1. A liquid crystal display comprising:
a data conversion circuit for converting input-digital image data having different values representing different grayscale voltages to converted digital image data based on an arbitrary algorithm;
a source driving circuit that receives the converted digital image data and outputs grayscale voltages with different potential levels according to each different value of converted digital image data;
a grayscale voltage generation circuit which outputs said grayscale voltages with different potential levels, and supplies the different potential levels to said source driving circuit; and
a display portion which is configured so as to display an image that includes grayscale levels based on said grayscale voltages from said source driving circuit.
2. A liquid crystal display according to claim 1, further comprising a plurality of algorithm defining circuits each of which defines algorithm to be used in the data conversion circuit, wherein one of said plurality of algorithm defining circuits is selected and used by the data conversion circuit.
3. A liquid crystal display according to claim 1, wherein the data conversion circuit converts data in each frame or each group consisting of a plurality of frames.
4. A liquid crystal display according to claim 1, wherein the digital image data are constituted by red, green and blue color signals and wherein the data conversion circuit performs data conversion on each of the red, green and blue color signals.
5. A liquid crystal display according to claim 1, wherein the data conversion circuit is incorporated in an integrated circuit that constitutes the control signal generation circuit.

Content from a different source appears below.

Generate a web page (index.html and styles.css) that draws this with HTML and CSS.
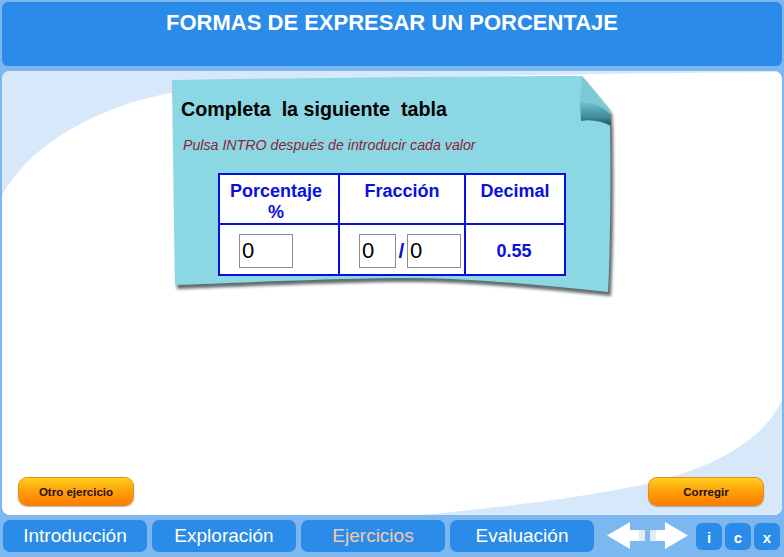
FILE: index.html
```html
<!DOCTYPE html>
<html lang="es">
<head>
    <meta charset="UTF-8">
    <title>Formas de expresar un porcentaje</title>
    <link rel="stylesheet" href="styles.css">
</head>
<body>
<div id="app">
    <div id="header">FORMAS DE EXPRESAR UN PORCENTAJE</div>

    <div id="panel">
        <svg class="swoosh" viewBox="0 0 780 444" preserveAspectRatio="none">
            <path d="M0,0 H780 V1 C500,3 260,8 168,22 C100,35 30,70 0,124 Z" fill="#d7e8fa"/>
            <path d="M780,444 V330 C760,368 720,395 640,414 C560,430 480,438 420,444 Z" fill="#d7e8fa"/>
        </svg>

        <div id="note">
            <svg class="paper" viewBox="0 0 446 224">
                <defs>
                    <filter id="blur" x="-10%" y="-10%" width="120%" height="130%">
                        <feGaussianBlur stdDeviation="1.6"/>
                    </filter>
                    <linearGradient id="roll" x1="0" y1="0" x2="0" y2="1">
                        <stop offset="0" stop-color="#6fbccb"/>
                        <stop offset="0.6" stop-color="#3f8d9c"/>
                        <stop offset="1" stop-color="#1f4f58"/>
                    </linearGradient>
                </defs>
                <!-- shadow under the sheet -->
                <path d="M4,10 C140,8 300,6 414,6 L442,40 L443,56 C444,120 443,180 441,222 C362,214 292,207 225,208 C150,209 62,213 7,215 Z"
                      fill="#2f3a3c" opacity="0.75" filter="url(#blur)"/>
                <path d="M2,6 C140,4 300,2 412,2 L440,36 L440,51 C441,120 440,180 438,218 C360,210 290,203 223,204 C150,205 60,209 5,211 C4,140 3,60 2,6 Z"
                      fill="#8bd8e4"/>
                <path d="M412,2 C422,14 432,26 440,36 L440,44 C430,36 420,32 410,30 Z" fill="#7cc8d5"/>
                <path d="M410,29 C422,28 432,32 440,40 L441,52 C432,47 420,45 411,47 Z" fill="url(#roll)"/>
            </svg>

            <div class="note-title">Completa&nbsp; la siguiente&nbsp; tabla</div>
            <div class="note-hint">Pulsa INTRO después de introducir cada valor</div>

            <table class="grid">
                <colgroup>
                    <col class="c1">
                    <col class="c2">
                    <col class="c3">
                </colgroup>
                <tr class="head">
                    <td>Porcentaje<br>%</td>
                    <td>Fracción</td>
                    <td>Decimal</td>
                </tr>
                <tr class="body">
                    <td class="left"><input class="box wide" type="text" value="0"></td>
                    <td class="left">
                        <div class="fraction">
                            <input class="box narrow" type="text" value="0">
                            <span class="slash">/</span>
                            <input class="box wide" type="text" value="0">
                        </div>
                    </td>
                    <td class="value">0.55</td>
                </tr>
            </table>
        </div>

        <div class="actions">
            <button class="btn-orange">Otro ejercicio</button>
            <button class="btn-orange">Corregir</button>
        </div>
    </div>

    <div id="nav">
        <div class="tab">Introducción</div>
        <div class="tab">Exploración</div>
        <div class="tab current">Ejercicios</div>
        <div class="tab">Evaluación</div>
        <svg class="arrows" viewBox="0 0 92 32" width="92" height="32">
            <path d="M8,15.5 L31,2 L31,10 L46,10 L46,21 L31,21 L31,29 Z" fill="#ffffff"/>
            <rect x="40" y="10" width="6" height="11" fill="#e6ebf2"/>
            <path d="M89,15.5 L66,2 L66,10 L51,10 L51,21 L66,21 L66,29 Z" fill="#ffffff"/>
            <rect x="51" y="10" width="6" height="11" fill="#e6ebf2"/>
        </svg>
        <div class="mini">i</div>
        <div class="mini">c</div>
        <div class="mini">x</div>
    </div>
</div>
</body>
</html>
```

FILE: styles.css
```css
body {
    margin: 0;
    background: #7db7ef;
    font-family: "Liberation Sans", Arial, sans-serif;
}

#app {
    width: 784px;
    height: 557px;
    box-sizing: border-box;
    padding: 2px 2px 0;
    display: flex;
    flex-direction: column;
}

#header {
    height: 64px;
    box-sizing: border-box;
    padding-top: 8px;
    background: #2b8be9;
    border-radius: 6px;
    color: #fff;
    font-size: 22px;
    font-weight: bold;
    line-height: 26px;
    text-align: center;
}

#panel {
    position: relative;
    margin-top: 5px;
    height: 444px;
    box-sizing: border-box;
    padding: 3px 18px 9px 16px;
    background: #fff;
    border-radius: 8px;
    overflow: hidden;
    display: flex;
    flex-direction: column;
}

.swoosh {
    position: absolute;
    left: 0;
    top: 0;
    width: 100%;
    height: 100%;
}

/* the paper note */
#note {
    position: relative;
    margin-left: 152px;
    width: 446px;
    height: 224px;
    box-sizing: border-box;
    padding: 24px 0 0 11px;
}

.paper {
    position: absolute;
    left: 0;
    top: 0;
    width: 446px;
    height: 224px;
}

.note-title {
    position: relative;
    font-size: 19.7px;
    font-weight: bold;
    line-height: 22px;
    color: #000;
}

.note-hint {
    position: relative;
    margin-top: 17px;
    margin-left: 2px;
    font-size: 14.2px;
    font-style: italic;
    line-height: 17px;
    color: #8a2436;
}

.grid {
    position: relative;
    margin: 19px 0 0 37px;
    width: 346px;
    border-collapse: collapse;
    table-layout: fixed;
    background: #fff;
}

.grid .c1 { width: 120px; }
.grid .c2 { width: 126px; }
.grid .c3 { width: 100px; }

.grid td {
    border: 2px solid #0a10dc;
    padding: 0;
    text-align: center;
    color: #0a10dc;
    font-weight: bold;
    font-size: 18px;
}

.grid .head td {
    height: 50px;
    vertical-align: top;
    padding-top: 6px;
    line-height: 21px;
    box-sizing: border-box;
}

.grid .head td:first-child {
    padding-right: 6px;
}

.grid .body td {
    height: 46px;
    padding-top: 3px;
}

.grid td.left {
    text-align: left;
    padding-left: 19px;
}

.fraction {
    display: flex;
    align-items: center;
    gap: 2px;
}

.box {
    display: block;
    height: 34px;
    box-sizing: border-box;
    border: 1px solid #8c8c8c;
    padding: 0 0 0 2px;
    margin: 0;
    font-family: "Liberation Sans", Arial, sans-serif;
    font-size: 22px;
    color: #000;
    background: #fff;
}

.box.wide { width: 54px; }
.box.narrow { width: 37px; }

.slash {
    width: 7px;
    text-align: center;
    font-size: 21px;
    font-weight: bold;
    color: #0a10dc;
}

.grid td.value {
    font-size: 18px;
    padding-right: 2px;
}

/* bottom buttons */
.actions {
    position: relative;
    margin-top: auto;
    display: flex;
    justify-content: space-between;
}

.btn-orange {
    width: 116px;
    height: 29px;
    border: 1px solid #e88a1a;
    border-radius: 9px;
    background: linear-gradient(#ffd21e, #ffa20c 45%, #ff7c00);
    box-shadow: 0 1px 1px rgba(120, 60, 0, 0.4);
    color: #231000;
    font-family: "Liberation Sans", Arial, sans-serif;
    font-size: 11.5px;
    font-weight: bold;
    padding: 0;
}

/* navigation bar */
#nav {
    margin-top: 5px;
    height: 32px;
    padding-left: 1px;
    display: flex;
    align-items: center;
    gap: 5px;
}

.tab {
    width: 144px;
    height: 32px;
    border-radius: 7px;
    background: #2b8be9;
    color: #fff;
    font-size: 19px;
    line-height: 32px;
    text-align: center;
}

.tab.current {
    color: #f0cbab;
}

.arrows {
    display: block;
}

.mini {
    width: 26px;
    height: 27px;
    margin-right: -2px;
    border-radius: 6px;
    background: #2b8be9;
    color: #fff;
    font-size: 15px;
    font-weight: bold;
    line-height: 29px;
    text-align: center;
}
```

6. A liquid crystal display comprising:
a setting portion in which an algorithm for converting first digital image data input from the outside into second digital image data is set;
a data conversion circuit which uses the algorithm set in the setting portion to convert the first digital image data into the second digital image data;
a control signal generation circuit to which the second digital image data converted by the data conversion circuit are input and which outputs said second digital image data and a control signal;
a grayscale voltage generation circuit which outputs grayscale voltages at a plurality of levels with different potential levels to each other;
a source driving circuit to which the second digital image data and control signal output by said control signal generation circuit and the grayscale voltages with different potential levels output by said grayscale voltage generation circuit are input, which selects a grayscale voltage at one potential level from among said grayscale voltages with different potential levels in accordance with the second digital image data and which outputs the same in accordance with said control signal; and
a display portion which is configured so as to display an image that includes grayscale levels based on said grayscale voltages output by the source driving circuit to a liquid crystal thereof;
wherein said data conversion circuit converts the first digital image data into the second digital image data so as to change a grayscale display characteristic of the image displayed at said display portion.

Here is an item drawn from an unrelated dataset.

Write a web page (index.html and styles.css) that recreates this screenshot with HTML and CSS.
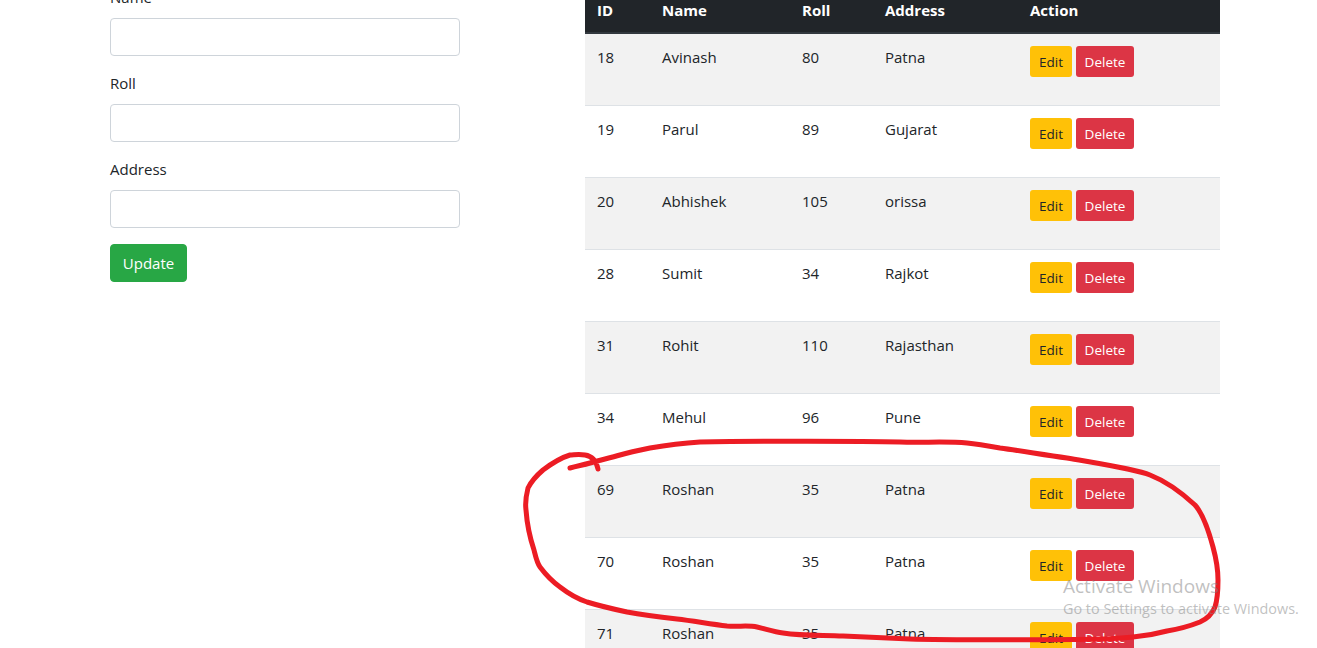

7. A liquid crystal display according to claim 6, wherein a plurality of items of algorithm are set in the setting portion and wherein the data conversion circuit selects one of said plurality of items of algorithm to perform data conversion.
8. The liquid crystal display of claim 6, wherein the setting portion is configured so as to allow rewriting of the algorithm from the outside.
9. A liquid crystal display comprising:
a setting portion in which an algorithm for converting first digital image data input from the outside into second digital image data is set;
a data conversion circuit which uses the algorithm set in the setting portion to convert the first digital image data into the second digital image data;
a control signal generation circuit to which the second digital image data converted by the data conversion circuit are input, and from which said control signal generation circuit outputs said second digital image data and a control signal;
a grayscale voltage generation circuit which outputs grayscale voltages with different potential levels to each other;
a source driving circuit to which the second digital image data and control signal output by said control signal generation circuit and the grayscale voltages with different potential levels output by said grayscale voltage generation circuit are input, which selects a grayscale voltage at one level from among said grayscale voltages with different potential levels in accordance with the second digital image data and which outputs the same in accordance with said control signal; and
a display portion which is configured so as to display an image including grayscale levels based on said grayscale voltage output by said source driving circuit to a liquid crystal thereof;
wherein said data conversion circuit converts the first digital image data into the second digital image data so as to change a grayscale display characteristic of the image displayed at said display portion; and
wherein the setting portion is configured so as to allow rewriting of the algorithm from the outside.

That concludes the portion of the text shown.